La cercanía de Dios se puede entender de varias maneras. En clave temporal, la cercanía del Señor significa que su venida futura está por suceder: Dios está a las puertas. Pero esta es la cercanía más difícil de captar y experimentar. Dios está cerca de muchas otras maneras.
Está cerca en su Palabra, que nos reprende y corrige, que nos aconseja y alienta, que nos enseña y guía, que nos ilumina y nos llena de gozo. Cuando escuchamos un pasaje del Evangelio que nos consuela o disipa nuestras dudas, Dios está cerca. Cuando, en la oración, elevamos nuestro pensamiento hasta Dios y nuestro pecho se llena de su presencia, Dios está cerca.
Cuando recibimos el perdón en la confesión y sentimos la paz del corazón, Dios está cerca. Cuando comulgamos la santa hostia, que es el Cuerpo de Cristo, y Dios habita en nosotros, Él está cerca. Cuando la esperanza nos lleva a confiar en Dios para el futuro, entonces Él está cerca.
Cuando la fe da sentido a nuestras vidas, el Señor está cerca.
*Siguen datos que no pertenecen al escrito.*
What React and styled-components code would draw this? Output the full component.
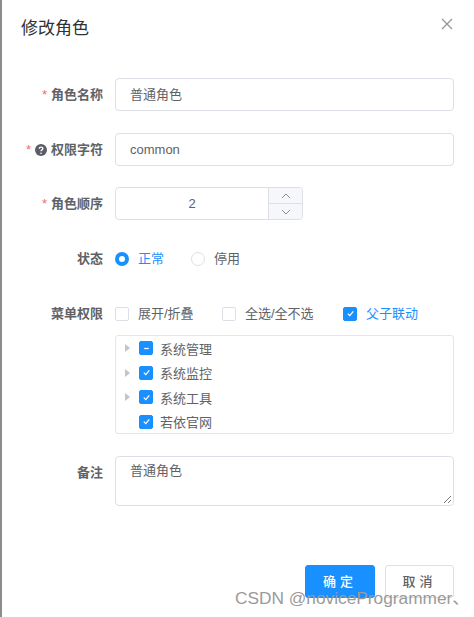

Cuando el amor de Dios nos envuelve y nos mueve a hacer el bien al prójimo, el Señor está cerca.
Y cuando Dios está cerca de alguna de estas maneras, experimentamos, como por adelantado y de modo fugaz, un poco del cielo y de la eternidad que esperamos alcanzar en plenitud al final de nuestros días.
Entonces entendemos las dos recomendaciones de la Palabra de Dios hoy: “No se inquieten por nada; más bien presenten en toda ocasión sus peticiones a Dios en la oración y la súplica, llenos de gratitud. Y que la paz de Dios, que sobrepasa toda inteligencia, custodie sus corazones y sus pensamientos en Cristo Jesús”.
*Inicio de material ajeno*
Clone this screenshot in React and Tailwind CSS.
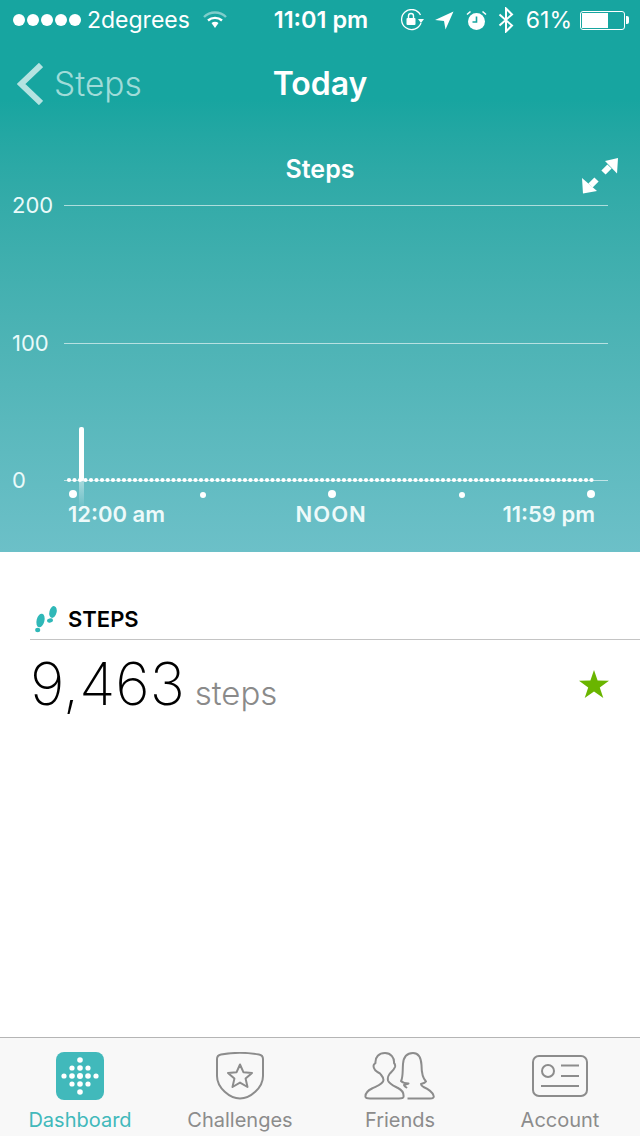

Entonces podemos decir con el salmista: “El Señor es mi Dios y salvador. Con él estoy seguro y nada temo. El Señor es mi protección y mi fuerza, y ha sido mi salvación”.
La alegría del Señor facilita que llevemos una vida moralmente recta. El gozo de Dios en el corazón facilita el cumplimiento de los mandamientos. Cuando la alegría de Dios está en nuestra mente y corazón, también nosotros preguntamos, como hacía la gente que se acercaba a Juan el Bautista: “¿Qué debemos hacer?”
A cada uno que le preguntaba, Juan le daba una respuesta específica. A la gente común y corriente la animaba a la caridad: “Quien tenga dos túnicas, que dé una al que no tiene ninguna, y quien tenga comida, que haga lo mismo”. A los publicanos, con fama de cobrar de más y pedir sobornos, les decía: “No cobren más de lo establecido”. Y a unos soldados, inclinados a abusar de su poder, les instruía: “No extorsionen a nadie ni denuncien falsamente; conténtense con su salario”.
Preguntemos nosotros también a Juan el Bautista: “¿Qué debemos hacer?” Y, en nuestra conciencia, él nos hablará, si dejamos que la luz de la verdad de Dios ilumine nuestro interior. Sabremos qué debemos corregir, dónde debemos mejorar y cómo debemos actuar.
Dejémonos juzgar por Jesucristo ahora, mientras estamos a tiempo para enmendarnos, y no esperemos al juicio final, cuando ya no habrá tiempo para la conversión. Dejemos que la luz de la verdad de Dios ilumine nuestro interior ahora, para que, perseverando en el bien, podamos presentarnos con confianza y gozo ante el juicio definitivo.
Él tiene el bieldo en la mano para separar el trigo de la paja; guardará el trigo en su granero y quemará la paja en el fuego que no se extingue, el fuego del fracaso final de nuestras vidas.
¡Ánimo! El Señor está cerca, no para condenar, sino para salvar. Aprovechemos ahora su mano tendida para la salvación. Si no nos agarramos a esa mano, caeremos en el abismo. Dejemos que Dios nos mire con su mirada penetrante, que descubre nuestro interior más íntimo ahora, para evitar que al final se revele nuestro fracaso.
Vivamos de tal manera que podamos decir: “El Señor es mi protección y mi fuerza, y ha sido mi salvación”.